Output the material exactly, but drop every image it holds.
## START Given information
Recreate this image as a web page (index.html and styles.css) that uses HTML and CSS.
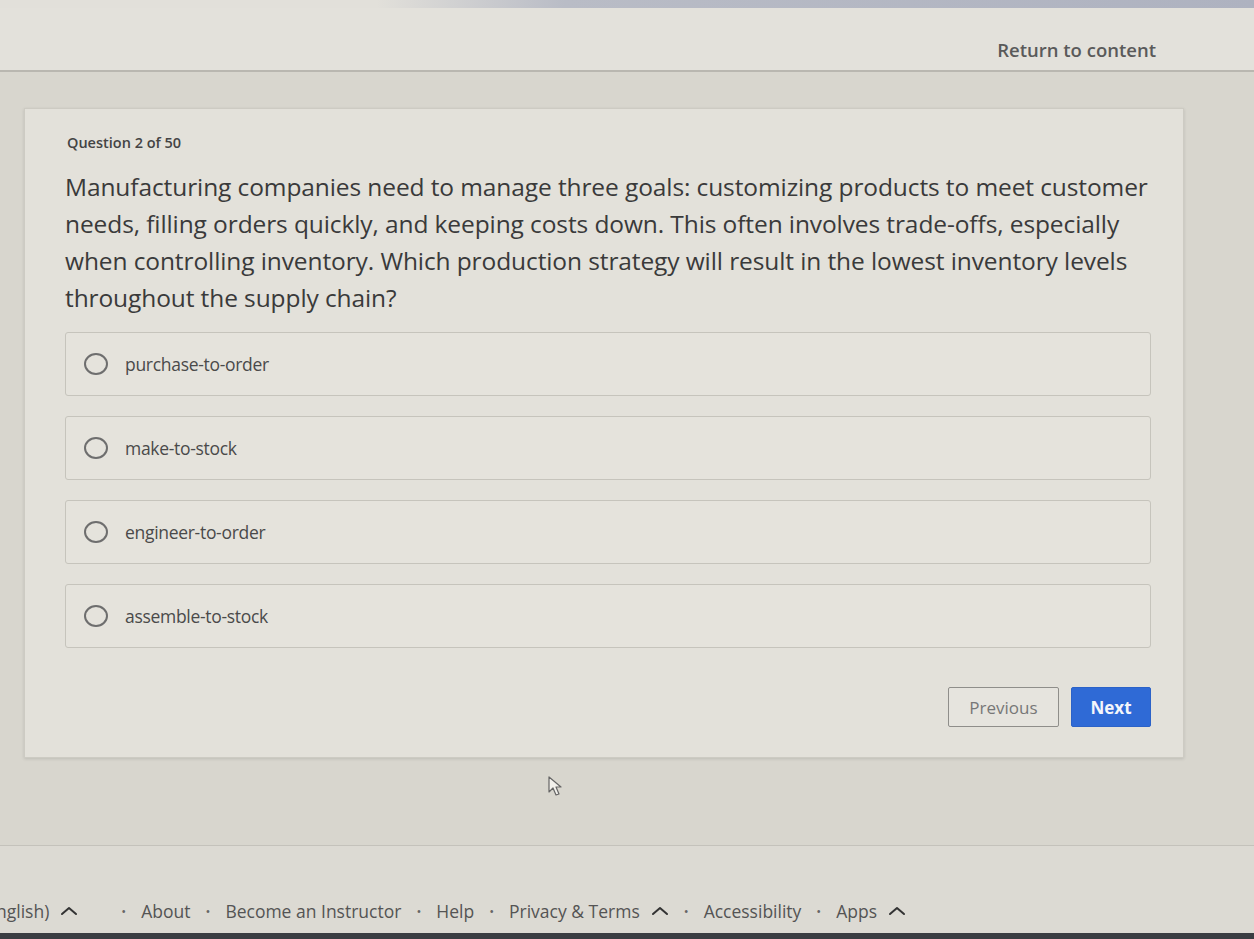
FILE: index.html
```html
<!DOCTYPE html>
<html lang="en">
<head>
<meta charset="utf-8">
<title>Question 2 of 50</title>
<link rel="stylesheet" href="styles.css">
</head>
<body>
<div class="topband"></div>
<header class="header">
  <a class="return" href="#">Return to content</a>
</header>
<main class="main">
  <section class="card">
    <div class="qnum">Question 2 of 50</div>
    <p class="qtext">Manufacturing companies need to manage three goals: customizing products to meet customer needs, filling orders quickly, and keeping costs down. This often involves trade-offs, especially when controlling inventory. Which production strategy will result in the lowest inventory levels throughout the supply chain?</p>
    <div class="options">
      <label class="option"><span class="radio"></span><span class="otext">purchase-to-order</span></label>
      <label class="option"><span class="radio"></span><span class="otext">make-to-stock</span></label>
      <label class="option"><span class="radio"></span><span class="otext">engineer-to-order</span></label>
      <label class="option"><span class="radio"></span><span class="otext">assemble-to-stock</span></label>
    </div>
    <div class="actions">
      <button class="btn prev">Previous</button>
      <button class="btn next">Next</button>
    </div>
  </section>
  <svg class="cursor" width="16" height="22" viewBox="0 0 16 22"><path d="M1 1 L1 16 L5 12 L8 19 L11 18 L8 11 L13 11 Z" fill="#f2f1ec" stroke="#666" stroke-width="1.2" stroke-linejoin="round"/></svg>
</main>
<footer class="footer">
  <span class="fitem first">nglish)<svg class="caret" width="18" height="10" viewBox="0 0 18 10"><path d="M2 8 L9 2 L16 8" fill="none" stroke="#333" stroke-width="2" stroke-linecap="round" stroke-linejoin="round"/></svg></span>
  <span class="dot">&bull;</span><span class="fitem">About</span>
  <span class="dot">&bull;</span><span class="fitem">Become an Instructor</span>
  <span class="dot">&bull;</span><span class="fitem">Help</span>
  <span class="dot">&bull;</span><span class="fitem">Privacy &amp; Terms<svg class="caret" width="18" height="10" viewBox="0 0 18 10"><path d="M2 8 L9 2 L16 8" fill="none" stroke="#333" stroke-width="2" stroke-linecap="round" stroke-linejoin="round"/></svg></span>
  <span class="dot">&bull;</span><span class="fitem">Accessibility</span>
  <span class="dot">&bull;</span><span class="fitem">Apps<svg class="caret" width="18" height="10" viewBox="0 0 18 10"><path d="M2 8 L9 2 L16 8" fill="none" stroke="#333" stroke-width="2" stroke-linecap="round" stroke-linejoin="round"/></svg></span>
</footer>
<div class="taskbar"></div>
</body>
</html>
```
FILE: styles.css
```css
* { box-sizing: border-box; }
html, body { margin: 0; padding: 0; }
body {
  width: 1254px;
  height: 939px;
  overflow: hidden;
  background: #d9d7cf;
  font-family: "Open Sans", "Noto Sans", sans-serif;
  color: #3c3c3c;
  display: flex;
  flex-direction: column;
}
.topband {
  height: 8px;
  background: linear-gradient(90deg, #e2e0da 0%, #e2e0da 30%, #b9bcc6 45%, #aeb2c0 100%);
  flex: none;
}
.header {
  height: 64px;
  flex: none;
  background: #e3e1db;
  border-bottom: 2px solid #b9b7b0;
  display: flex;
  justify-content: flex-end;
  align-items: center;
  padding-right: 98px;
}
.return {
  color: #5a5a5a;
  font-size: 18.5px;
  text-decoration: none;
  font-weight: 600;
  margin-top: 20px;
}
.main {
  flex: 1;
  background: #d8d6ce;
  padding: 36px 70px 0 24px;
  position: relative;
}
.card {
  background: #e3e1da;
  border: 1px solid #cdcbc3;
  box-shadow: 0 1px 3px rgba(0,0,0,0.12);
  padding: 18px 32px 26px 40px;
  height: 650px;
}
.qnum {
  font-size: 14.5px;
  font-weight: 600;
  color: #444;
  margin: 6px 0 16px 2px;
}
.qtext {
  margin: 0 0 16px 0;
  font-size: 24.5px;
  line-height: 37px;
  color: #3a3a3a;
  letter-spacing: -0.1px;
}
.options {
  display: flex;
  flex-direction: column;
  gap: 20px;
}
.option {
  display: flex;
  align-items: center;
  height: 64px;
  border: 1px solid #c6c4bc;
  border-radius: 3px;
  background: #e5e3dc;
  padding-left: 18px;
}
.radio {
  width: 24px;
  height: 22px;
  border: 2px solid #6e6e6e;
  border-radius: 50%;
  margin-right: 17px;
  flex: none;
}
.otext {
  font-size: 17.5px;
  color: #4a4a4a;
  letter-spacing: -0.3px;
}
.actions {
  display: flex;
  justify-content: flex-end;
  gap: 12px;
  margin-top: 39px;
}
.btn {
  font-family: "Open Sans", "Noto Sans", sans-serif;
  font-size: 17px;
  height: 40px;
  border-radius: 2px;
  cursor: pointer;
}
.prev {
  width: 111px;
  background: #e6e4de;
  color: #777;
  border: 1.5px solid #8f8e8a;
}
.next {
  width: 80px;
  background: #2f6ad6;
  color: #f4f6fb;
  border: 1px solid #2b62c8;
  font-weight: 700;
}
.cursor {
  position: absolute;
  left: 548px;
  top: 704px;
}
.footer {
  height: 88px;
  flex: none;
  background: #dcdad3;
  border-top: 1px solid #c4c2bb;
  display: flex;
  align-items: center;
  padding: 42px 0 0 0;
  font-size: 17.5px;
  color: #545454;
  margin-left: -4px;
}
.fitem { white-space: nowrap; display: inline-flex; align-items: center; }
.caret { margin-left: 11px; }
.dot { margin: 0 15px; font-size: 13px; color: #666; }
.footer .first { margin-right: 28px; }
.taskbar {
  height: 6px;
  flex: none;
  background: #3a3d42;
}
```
## END Given information
- _Reply_
Recreate this image as a web page (index.html and styles.css) that uses HTML and CSS.
FILE: index.html
```html
<!DOCTYPE html>
<html lang="en">
<head>
<meta charset="utf-8">
<title>Question 2 of 50</title>
<link rel="stylesheet" href="styles.css">
</head>
<body>
<div class="topband"></div>
<header class="header">
  <a class="return" href="#">Return to content</a>
</header>
<main class="main">
  <section class="card">
    <div class="qnum">Question 2 of 50</div>
    <p class="qtext">Manufacturing companies need to manage three goals: customizing products to meet customer needs, filling orders quickly, and keeping costs down. This often involves trade-offs, especially when controlling inventory. Which production strategy will result in the lowest inventory levels throughout the supply chain?</p>
    <div class="options">
      <label class="option"><span class="radio"></span><span class="otext">purchase-to-order</span></label>
      <label class="option"><span class="radio"></span><span class="otext">make-to-stock</span></label>
      <label class="option"><span class="radio"></span><span class="otext">engineer-to-order</span></label>
      <label class="option"><span class="radio"></span><span class="otext">assemble-to-stock</span></label>
    </div>
    <div class="actions">
      <button class="btn prev">Previous</button>
      <button class="btn next">Next</button>
    </div>
  </section>
  <svg class="cursor" width="16" height="22" viewBox="0 0 16 22"><path d="M1 1 L1 16 L5 12 L8 19 L11 18 L8 11 L13 11 Z" fill="#f2f1ec" stroke="#666" stroke-width="1.2" stroke-linejoin="round"/></svg>
</main>
<footer class="footer">
  <span class="fitem first">nglish)<svg class="caret" width="18" height="10" viewBox="0 0 18 10"><path d="M2 8 L9 2 L16 8" fill="none" stroke="#333" stroke-width="2" stroke-linecap="round" stroke-linejoin="round"/></svg></span>
  <span class="dot">&bull;</span><span class="fitem">About</span>
  <span class="dot">&bull;</span><span class="fitem">Become an Instructor</span>
  <span class="dot">&bull;</span><span class="fitem">Help</span>
  <span class="dot">&bull;</span><span class="fitem">Privacy &amp; Terms<svg class="caret" width="18" height="10" viewBox="0 0 18 10"><path d="M2 8 L9 2 L16 8" fill="none" stroke="#333" stroke-width="2" stroke-linecap="round" stroke-linejoin="round"/></svg></span>
  <span class="dot">&bull;</span><span class="fitem">Accessibility</span>
  <span class="dot">&bull;</span><span class="fitem">Apps<svg class="caret" width="18" height="10" viewBox="0 0 18 10"><path d="M2 8 L9 2 L16 8" fill="none" stroke="#333" stroke-width="2" stroke-linecap="round" stroke-linejoin="round"/></svg></span>
</footer>
<div class="taskbar"></div>
</body>
</html>
```
FILE: styles.css
```css
* { box-sizing: border-box; }
html, body { margin: 0; padding: 0; }
body {
  width: 1254px;
  height: 939px;
  overflow: hidden;
  background: #d9d7cf;
  font-family: "Open Sans", "Noto Sans", sans-serif;
  color: #3c3c3c;
  display: flex;
  flex-direction: column;
}
.topband {
  height: 8px;
  background: linear-gradient(90deg, #e2e0da 0%, #e2e0da 30%, #b9bcc6 45%, #aeb2c0 100%);
  flex: none;
}
.header {
  height: 64px;
  flex: none;
  background: #e3e1db;
  border-bottom: 2px solid #b9b7b0;
  display: flex;
  justify-content: flex-end;
  align-items: center;
  padding-right: 98px;
}
.return {
  color: #5a5a5a;
  font-size: 18.5px;
  text-decoration: none;
  font-weight: 600;
  margin-top: 20px;
}
.main {
  flex: 1;
  background: #d8d6ce;
  padding: 36px 70px 0 24px;
  position: relative;
}
.card {
  background: #e3e1da;
  border: 1px solid #cdcbc3;
  box-shadow: 0 1px 3px rgba(0,0,0,0.12);
  padding: 18px 32px 26px 40px;
  height: 650px;
}
.qnum {
  font-size: 14.5px;
  font-weight: 600;
  color: #444;
  margin: 6px 0 16px 2px;
}
.qtext {
  margin: 0 0 16px 0;
  font-size: 24.5px;
  line-height: 37px;
  color: #3a3a3a;
  letter-spacing: -0.1px;
}
.options {
  display: flex;
  flex-direction: column;
  gap: 20px;
}
.option {
  display: flex;
  align-items: center;
  height: 64px;
  border: 1px solid #c6c4bc;
  border-radius: 3px;
  background: #e5e3dc;
  padding-left: 18px;
}
.radio {
  width: 24px;
  height: 22px;
  border: 2px solid #6e6e6e;
  border-radius: 50%;
  margin-right: 17px;
  flex: none;
}
.otext {
  font-size: 17.5px;
  color: #4a4a4a;
  letter-spacing: -0.3px;
}
.actions {
  display: flex;
  justify-content: flex-end;
  gap: 12px;
  margin-top: 39px;
}
.btn {
  font-family: "Open Sans", "Noto Sans", sans-serif;
  font-size: 17px;
  height: 40px;
  border-radius: 2px;
  cursor: pointer;
}
.prev {
  width: 111px;
  background: #e6e4de;
  color: #777;
  border: 1.5px solid #8f8e8a;
}
.next {
  width: 80px;
  background: #2f6ad6;
  color: #f4f6fb;
  border: 1px solid #2b62c8;
  font-weight: 700;
}
.cursor {
  position: absolute;
  left: 548px;
  top: 704px;
}
.footer {
  height: 88px;
  flex: none;
  background: #dcdad3;
  border-top: 1px solid #c4c2bb;
  display: flex;
  align-items: center;
  padding: 42px 0 0 0;
  font-size: 17.5px;
  color: #545454;
  margin-left: -4px;
}
.fitem { white-space: nowrap; display: inline-flex; align-items: center; }
.caret { margin-left: 11px; }
.dot { margin: 0 15px; font-size: 13px; color: #666; }
.footer .first { margin-right: 28px; }
.taskbar {
  height: 6px;
  flex: none;
  background: #3a3d42;
}
```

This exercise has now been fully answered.